Trois indicateurs ont néanmoins étaient retenus.

Le premier mesure le « délai utile d'examen des propositions de nomination du garde des Sceaux » et la prévision pour 2013 s'établit à 80 jours (soit un délai égale à celui mesuré en prévision actualisée pour 2012), tant pour les magistrats du siège que pour ceux du parquet. Le délai utile commence à courir à compter du moment où le délai de recours contre les propositions de nomination est expiré.
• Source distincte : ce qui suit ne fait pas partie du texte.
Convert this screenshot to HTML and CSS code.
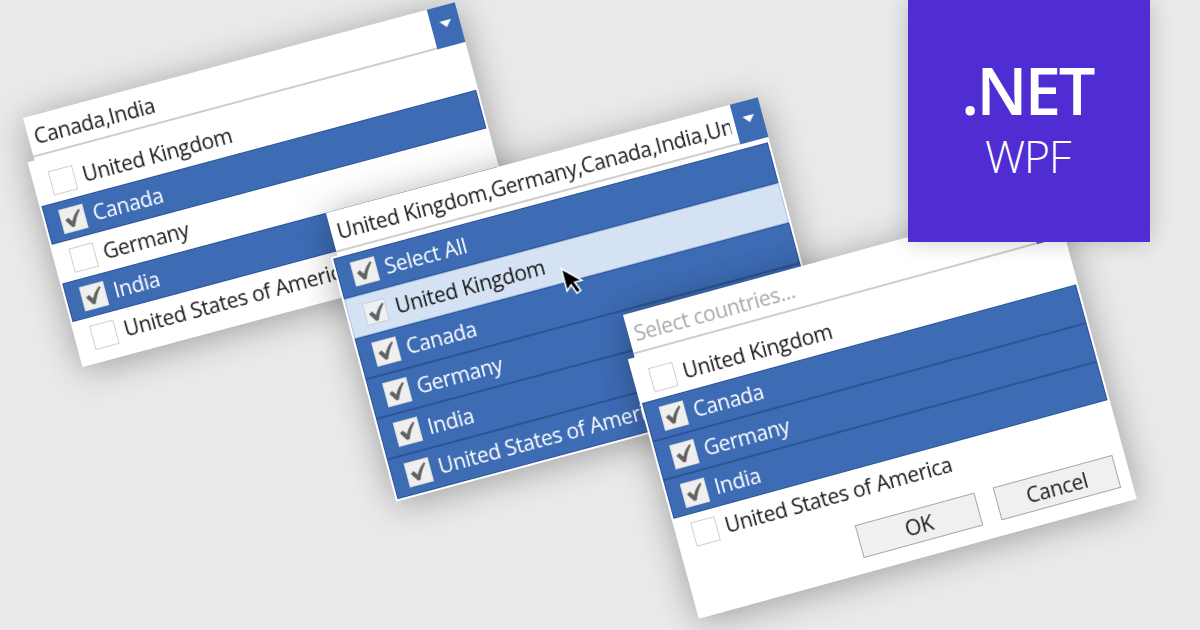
FILE: index.html
```html
<!DOCTYPE html>
<html lang="en">
<head>
<meta charset="utf-8">
<title>.NET WPF CheckedComboBox</title>
<link rel="stylesheet" href="styles.css">
</head>
<body>
<svg class="defs" width="0" height="0" aria-hidden="true">
  <symbol id="check" viewBox="0 0 25 25"><path d="M4.5 12.5 L8.2 10.3 L11.4 15 C13.4 11.2 16.2 7.4 20.8 4.2 L22 5.6 C18 10 15 15 12.8 21.2 L10 21.2 Z"/></symbol>
  <symbol id="arrow" viewBox="0 0 13 20"><path d="M1 1 L1 15.5 L4.4 12.4 L6.7 18.4 L9.4 17.3 L7 11.4 L11.6 11.4 Z" fill="#000" stroke="#fff" stroke-width="1"/></symbol>
</svg>
<main class="canvas">
  <section class="window w1">
    <div class="combo"><span class="value">Canada,India</span><span class="drop"><i class="tri"></i></span></div>
    <div class="popup">
      <div class="row"><span class="box"></span>United Kingdom</div>
      <div class="row on"><span class="box"><svg class="tick"><use href="#check"/></svg></span>Canada</div>
      <div class="row"><span class="box"></span>Germany</div>
      <div class="row on"><span class="box"><svg class="tick"><use href="#check"/></svg></span>India</div>
      <div class="row"><span class="box"></span>United States of America</div>
    </div>
  </section>
  <section class="window w2">
    <div class="combo"><span class="value">United Kingdom,Germany,Canada,India,United States of America</span><span class="drop"><i class="tri"></i></span></div>
    <div class="popup tight">
      <div class="row on"><span class="box"><svg class="tick"><use href="#check"/></svg></span>Select All</div>
      <div class="row hover"><span class="box"><svg class="tick"><use href="#check"/></svg></span>United Kingdom</div>
      <div class="row on"><span class="box"><svg class="tick"><use href="#check"/></svg></span>Canada</div>
      <div class="row on"><span class="box"><svg class="tick"><use href="#check"/></svg></span>Germany</div>
      <div class="row on"><span class="box"><svg class="tick"><use href="#check"/></svg></span>India</div>
      <div class="row on"><span class="box"><svg class="tick"><use href="#check"/></svg></span>United States of America</div>
    </div>
    <svg class="pointer"><use href="#arrow"/></svg>
  </section>
  <section class="window w3">
    <div class="combo"><span class="value hint">Select countries...</span><span class="drop"><i class="tri"></i></span></div>
    <div class="popup">
      <div class="row"><span class="box"></span>United Kingdom</div>
      <div class="row on"><span class="box"><svg class="tick"><use href="#check"/></svg></span>Canada</div>
      <div class="row on"><span class="box"><svg class="tick"><use href="#check"/></svg></span>Germany</div>
      <div class="row on"><span class="box"><svg class="tick"><use href="#check"/></svg></span>India</div>
      <div class="row"><span class="box"></span>United States of America</div>
      <div class="actions"><button class="btn">OK</button><button class="btn">Cancel</button></div>
    </div>
  </section>
  <aside class="badge">
    <div class="net">.NET</div>
    <div class="wpf">WPF</div>
  </aside>
</main>
</body>
</html>
```
FILE: styles.css
```css
* { box-sizing: border-box; }
html, body { margin: 0; padding: 0; }
body { width: 1200px; height: 630px; overflow: hidden; background: #eaeaea; font-family: "Open Sans", "Noto Sans", sans-serif; }
.defs { position: absolute; }
.canvas { position: relative; width: 1200px; height: 630px; overflow: hidden; }

.window {
  position: absolute;
  width: 447px;
  background: #fff;
  transform-origin: 0 0;
  transform: rotate(-15deg);
  filter: blur(0.35px) drop-shadow(0 4px 18px rgba(0, 0, 0, 0.33));
  color: #1a1a1a;
  font-size: 21px;
  letter-spacing: -0.3px;
}
.w1 { left: 23px; top: 118px; }
.w2 { left: 326px; top: 213px; }
.w3 { left: 623px; top: 315px; transform: rotate(-15.3deg); }

.combo {
  display: flex;
  height: 41px;
  background: #fff;
  border-bottom: 2px solid #cdcdcd;
}
.value {
  flex: 1;
  min-width: 0;
  margin-right: 5px;
  padding-left: 6px;
  line-height: 42px;
  white-space: nowrap;
  overflow: hidden;
}
.hint { color: #a8a8a8; }
.drop {
  flex: none;
  width: 29px;
  display: flex;
  justify-content: center;
  padding-top: 15px;
  margin-bottom: -2px;
  background: #3d6cb5;
}
.tri {
  width: 0;
  height: 0;
  border: 6px solid transparent;
  border-top: 7px solid #fff;
  border-bottom: 0;
}

.popup {
  margin: 3px 0 0 -7px;
  width: 454px;
  padding: 6px 2px 6px;
  background: #fff;
}
.popup.tight { padding: 2px; }
.row {
  display: flex;
  align-items: center;
  gap: 8px;
  height: 40px;
  padding-left: 15px;
  white-space: nowrap;
  overflow: hidden;
}
.tight .row { height: 41.5px; }
.box {
  flex: none;
  width: 25px;
  height: 25px;
  background: #fff;
  border: 1.5px solid #cfcfcf;
}
.tick { display: block; width: 24px; height: 24px; margin: -1px; fill: #626262; }
.on { background: #3d6cb5; color: #fff; border: 1px solid #2b5495; padding-left: 14px; }
.on .box { background: #efefef; border-color: #dcdcdc; }
.hover { background: #d5e2f3; border: 1px solid #a8c0e6; color: #151515; padding-left: 14px; }
.hover .box { width: 23px; height: 23px; background: #eceff4; margin: 0 1px; }

.actions {
  display: flex;
  justify-content: flex-end;
  gap: 19px;
  padding: 14px 10px 9px 0;
}
.btn {
  width: 124px;
  height: 34px;
  padding: 0;
  font: inherit;
  letter-spacing: inherit;
  color: #1a1a1a;
  line-height: 30px;
  background: #f0f0f0;
  border: 1.5px solid #a6a6a6;
}

.pointer { position: absolute; left: 211px; top: 113px; width: 21px; height: 32px; }

.badge {
  position: absolute;
  left: 908px;
  top: 0;
  width: 242px;
  height: 242px;
  background: #502dd3;
  color: #fff;
  text-align: center;
  box-shadow: 0 0 22px rgba(0, 0, 0, 0.2);
  padding-top: 57px;
}
.net { font-size: 65px; font-weight: 600; line-height: 66px; letter-spacing: -2.5px; margin-left: -4px; }
.wpf { font-size: 45px; font-weight: 300; line-height: 52px; letter-spacing: -1.4px; margin: 7px 0 0 -3px; }
```
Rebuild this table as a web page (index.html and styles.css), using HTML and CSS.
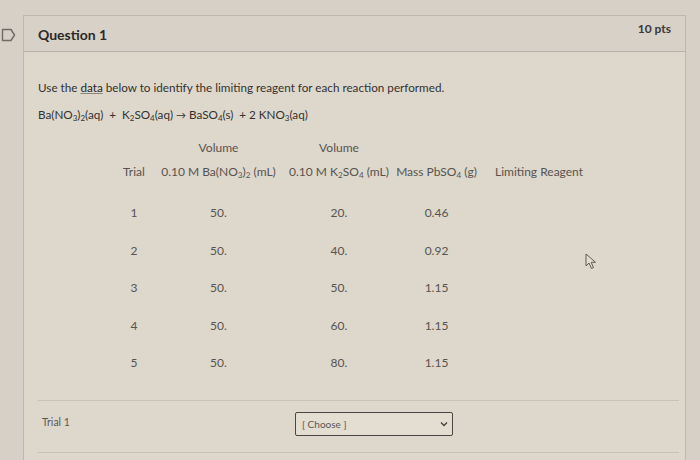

Il s'agit ainsi d'atteindre un délai d'examen des propositions formulées par le garde des Sceaux respectant la nécessité d'assurer un traitement approfondi de la demande, tout en permettant que la proposition soit examinée dans un délai réduit, de nature à éviter des vacances de postes.

Le deuxième indicateur s'attache à rendre compte du « délai d'examen de recevabilité des plaintes des justiciables » , avec une cible de 120 jours pour 2013 (identique à la prévision actualisée pour 2012).

Le troisième et dernier indicateur met en évidence la « dépense de fonctionnement par membre » qui est, selon la prévision actualisée, de 46 894 euros en 2012.


* 74 Calculé selon les normes de France Domaine.

* 75 Cette augmentation provenait d'un transfert de 6 ETPT, précédemment portés par l'action 3 « Cassation » du programme « Justice judiciaire » mais qui exerçaient déjà de fait leur mission pour le compte du CSM. Par ailleurs, la création de 3 ETPT (un secrétaire général adjoint, un greffier et deux agents non titulaires recrutés pour six mois) résultait de la décision de renforcer le Conseil afin de mettre en oeuvre, dans les meilleures conditions, la loi organique précitée du 22 juillet 2010 relative à l'application de l'article 65 de la Constitution (du fait de cette réforme, le CSM est passé de quinze à vingt deux membres, il a créé un département disciplinaire ainsi qu'un département de gestion des plaintes du justiciable).